5.   Nevertheless, defendant KPMG argued that the taxpayers' identities were not protected by the tax-practitioner privilege.

6.   The taxpayers filed on September 8 but then withdrew an emergency motion to intervene and for protective order in the D.C. litigation.

7.   The court also rejected the taxpayers' assertion of privilege under § 7525 and ordered the clerk to remove the seal from all documents relating to the taxpayers' names.   The taxpayers do not appeal this aspect of the decision.

8.   Tolling provisions are listed in subsections of § 6501, as well as in additional provisions within I.R.C. § 6503.

9.   In fact, before the Seventh Circuit, the IRS took the position that, pursuant to Brockamp, equitable tolling should not apply to any provision in the Internal Revenue Code.   See Flight Attendants Against UAL Offset (FAAUO) v. Comm'r, 165 F.3d 572, 577 (7th Cir.1999).

10.   See, e.g., H.R. No. 108-548(1), at 267 (June 16, 2004) (“[S]ome taxpayers and their advisors have been employing dilatory tactics and failing to cooperate with the IRS in an attempt to avoid liability because of the expiration of the statute of limitations.”).

11.   The statute provides:The district courts of the United States at the instance of the United States shall have such jurisdiction to make and issue in civil actions, writs and orders of injunction, and of ne exeat republica, orders appointing receivers, and such other orders and processes, and to render such judgments and decrees as may be necessary or appropriate for the enforcement of the internal revenue laws.   The remedies hereby provided are in addition to and not exclusive of any and all other remedies of the United States in such courts or otherwise to enforce such laws.

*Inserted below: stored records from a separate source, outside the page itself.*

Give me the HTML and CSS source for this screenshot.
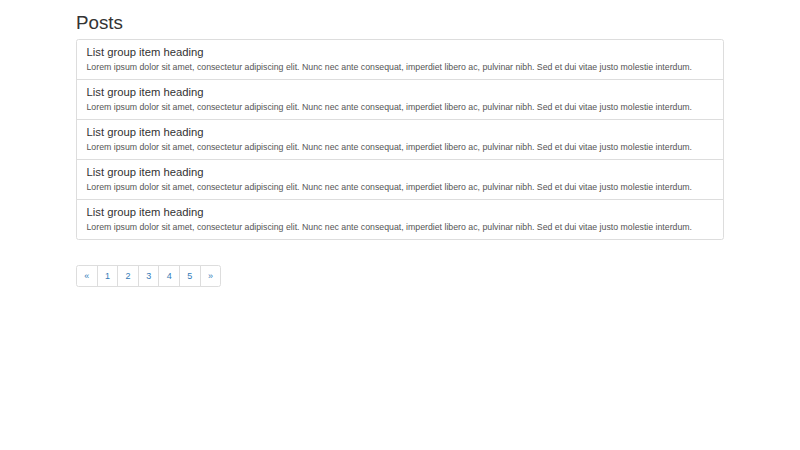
FILE: index.html
```html
<!DOCTYPE html>
<html>
<head>
<meta charset="utf-8">
<link rel="stylesheet" href="styles.css">
</head>
<body>
<div class="container">
  <h2 class="title">Posts</h2>
  <div class="list-group">
    <a class="list-group-item" href="#">
      <h4 class="item-heading">List group item heading</h4>
      <p class="item-text">Lorem ipsum dolor sit amet, consectetur adipiscing elit. Nunc nec ante consequat, imperdiet libero ac, pulvinar nibh. Sed et dui vitae justo molestie interdum.</p>
    </a>
    <a class="list-group-item" href="#">
      <h4 class="item-heading">List group item heading</h4>
      <p class="item-text">Lorem ipsum dolor sit amet, consectetur adipiscing elit. Nunc nec ante consequat, imperdiet libero ac, pulvinar nibh. Sed et dui vitae justo molestie interdum.</p>
    </a>
    <a class="list-group-item" href="#">
      <h4 class="item-heading">List group item heading</h4>
      <p class="item-text">Lorem ipsum dolor sit amet, consectetur adipiscing elit. Nunc nec ante consequat, imperdiet libero ac, pulvinar nibh. Sed et dui vitae justo molestie interdum.</p>
    </a>
    <a class="list-group-item" href="#">
      <h4 class="item-heading">List group item heading</h4>
      <p class="item-text">Lorem ipsum dolor sit amet, consectetur adipiscing elit. Nunc nec ante consequat, imperdiet libero ac, pulvinar nibh. Sed et dui vitae justo molestie interdum.</p>
    </a>
    <a class="list-group-item" href="#">
      <h4 class="item-heading">List group item heading</h4>
      <p class="item-text">Lorem ipsum dolor sit amet, consectetur adipiscing elit. Nunc nec ante consequat, imperdiet libero ac, pulvinar nibh. Sed et dui vitae justo molestie interdum.</p>
    </a>
  </div>
  <nav class="pager-nav">
    <ul class="pagination">
      <li><a href="#">&laquo;</a></li>
      <li><a href="#">1</a></li>
      <li><a href="#">2</a></li>
      <li><a href="#">3</a></li>
      <li><a href="#">4</a></li>
      <li><a href="#">5</a></li>
      <li><a href="#">&raquo;</a></li>
    </ul>
  </nav>
</div>
</body>
</html>
```
FILE: styles.css
```css
html, body {
  margin: 0;
  padding: 0;
  background: #fff;
}
body {
  font-family: "Liberation Sans", Arial, Helvetica, sans-serif;
  font-size: 8.75px;
  line-height: 1.42857;
  color: #333;
}
.container {
  width: 648px;
  margin: 0 auto;
}
.title {
  font-size: 18.75px;
  font-weight: normal;
  line-height: 20.6px;
  margin: 12.5px 0 6px;
  color: #333;
}
.list-group {
  margin: 0 0 12.5px;
  padding: 0;
}
.list-group-item {
  display: block;
  padding: 6px 9.5px;
  border: 1px solid #ddd;
  margin-bottom: -1px;
  background: #fff;
  text-decoration: none;
  color: #555;
}
.list-group-item:first-child {
  border-top-left-radius: 2.5px;
  border-top-right-radius: 2.5px;
}
.list-group-item:last-child {
  margin-bottom: 0;
  border-bottom-left-radius: 2.5px;
  border-bottom-right-radius: 2.5px;
}
.item-heading {
  margin: 0 0 3px;
  font-size: 11.25px;
  font-weight: normal;
  line-height: 12.5px;
  color: #333;
}
.item-text {
  margin: 0;
  font-size: 8.75px;
  line-height: 11.5px;
  color: #555;
}
.pager-nav {
  display: block;
}
.pagination {
  display: inline-flex;
  margin: 12.5px 0;
  padding: 0;
  list-style: none;
  vertical-align: top;
}
.pagination li {
  display: block;
}
.pagination a {
  display: block;
  padding: 3.5px 7.3px;
  margin-left: -1px;
  border: 1px solid #ddd;
  color: #337ab7;
  text-decoration: none;
  line-height: 13px;
  font-size: 9px;
  background: #fff;
}
.pagination li:first-child a {
  margin-left: 0;
  border-top-left-radius: 2.5px;
  border-bottom-left-radius: 2.5px;
}
.pagination li:last-child a {
  border-top-right-radius: 2.5px;
  border-bottom-right-radius: 2.5px;
}
```
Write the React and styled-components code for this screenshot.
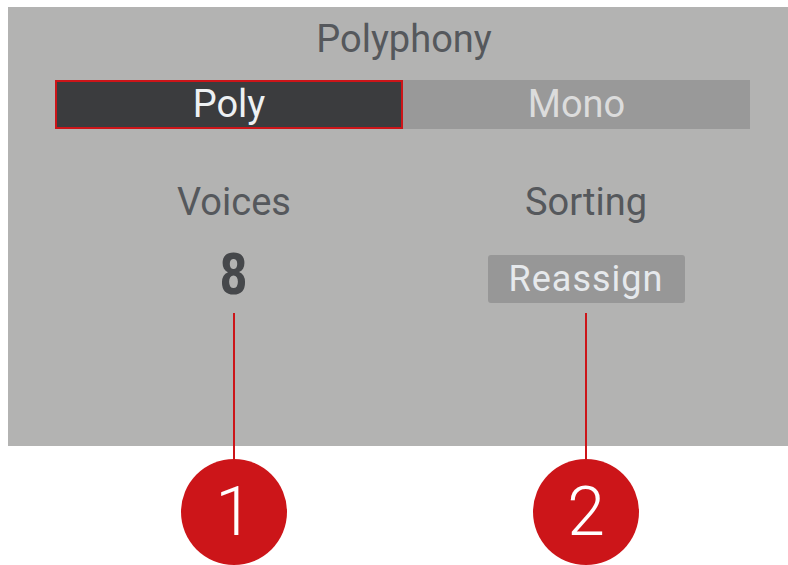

12.   To support this contention, the IRS relies heavily on Young v. United States, 535 U.S. 43, 122 S.Ct. 1036, 152 L.Ed.2d 79 (2002).   This case, which permitted a bankruptcy court to impose equitable tolling to an aspect of the Bankruptcy Code, is inapposite.   Bankruptcy courts are courts of equity by their nature.  Id. at 50, 122 S.Ct. at 1041.   As discussed supra, Brockamp is more persuasive and more relevant to the instant tax case.